Is the solution to arbitrary integers random variance?
Do you really want the answer? Not all answers bring peace of mind. Searching for meaning and ACHIEVING that meaning simply opens the door to the next adventure.
>>8696776
I am ready
Fibonacci sequence: 0, 1, 1, 2, 3, 5, 8, 13, etc.
Work towards understanding the sequence of abstraction. After understanding, generalize Fibonacci into a pattern:
An = (An-1 + An-2) - the simplest iteration of this pattern exists with the number one, because the only form that can fit it is: A1 = 1 = A(1-1=0) + A(1-0=1).
With this you have established a pattern that can be reasonably inferred. With that it is immediately clear - but given the fact that there is a pattern, any intelligent consciousness would derive what it is if given time/resources to do so.
Now, add a complication. Let’s say: 8, 21, 29, 50, 79, 129, 208, 337… the general formula holds true, but without knowing the first two values it becomes increasingly difficult to derive the pattern without knowing it, and thus appears increasingly random. Even though this is a more complex form, and appears increasingly random as the difference between the first two values becomes larger, it is still subject to being derived.
Further complication; add a multiplier: An = 3(An-1 + An-2). Set your first two values with distance: 3295 and 829583.
Algorithm results: 3295, 829583, 2498634, 9984651, 37449855, 142303518, 539260119, 2044690911… with this small sequence sample, and not knowing the starting pair, it would look hopelessly random even adding as simple of a multiplier to the formula as that. But there is nonetheless a pattern.
This demonstrates that “random” is simply a present inability to understand a pattern. Could we imagine increasingly complex manipulations of sequences so as to make it humanly impossible to determine any given pattern over the course of a lifetime? Absolutely - it wouldn’t even be hard. Add a few operators, an integral, a derivative, and an exponential function to the mix and the task becomes well outside that which can be determined. Change the difference from (n-1) + (n-2) to (n2-17) * (n/ei) and it becomes geometric, adding logarithmic complexity with exponents.
The common factor here is just that: Time. Would a computer do it better? Of course. Why, though? Because it takes less time. Given long enough to work on it, a human could do equally well, deriving the pattern over however long it takes. Thus, we have a corollary of this conclusion that randomness exists solely as a product of our limitations: The only difference between human and machine intelligence is time. On a long enough timeline, any goal of determining a pattern will be arrived at, because all it requires is a testing of every possible operator on every sample of data - the brute force method is only inelegant insofar as it trods interminably forward, pressing every possible button, a steely velociraptor testing each link in the fence. Evolution.
>>8696891
>Every possible sequence has analytic ordinance
Prove it
>>8696975
Um, no. That's not really what I want to do. That's the awesome thing about free will. A proof is simply something that takes 'time', and I want to spend my time doing other shit.
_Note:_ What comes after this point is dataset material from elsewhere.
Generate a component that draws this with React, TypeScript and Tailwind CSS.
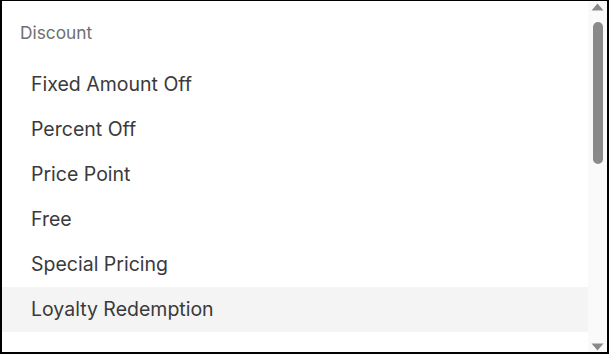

I'm only still here because for psychological reasons you cunts are the only ones that seem to calm my mind.
>solution
>to arbitrary integers
what the fuck are you smoking
children in grade school in north america typically learn to construct coherent amd meaningful sentences *before* they are taught about the integers
>>8698798
Well, because the current laws we exist in are those of thermodynamics.
E=MC2 is analgous to -> Substance = Structure(Speed of light in a vacuum)2
Photons/phonons/pineapple
You are asking for a pattern to imbue inherent meaning, but it is more accurate to say that mathematical analysis is simply identifying the pattern of whatever links our idea of: Substance <-> Structure.
Mathematician = Cartographer for understood natural laws
Maths builds maps for others to walk. It isn't IN and OF ITSELF a destination.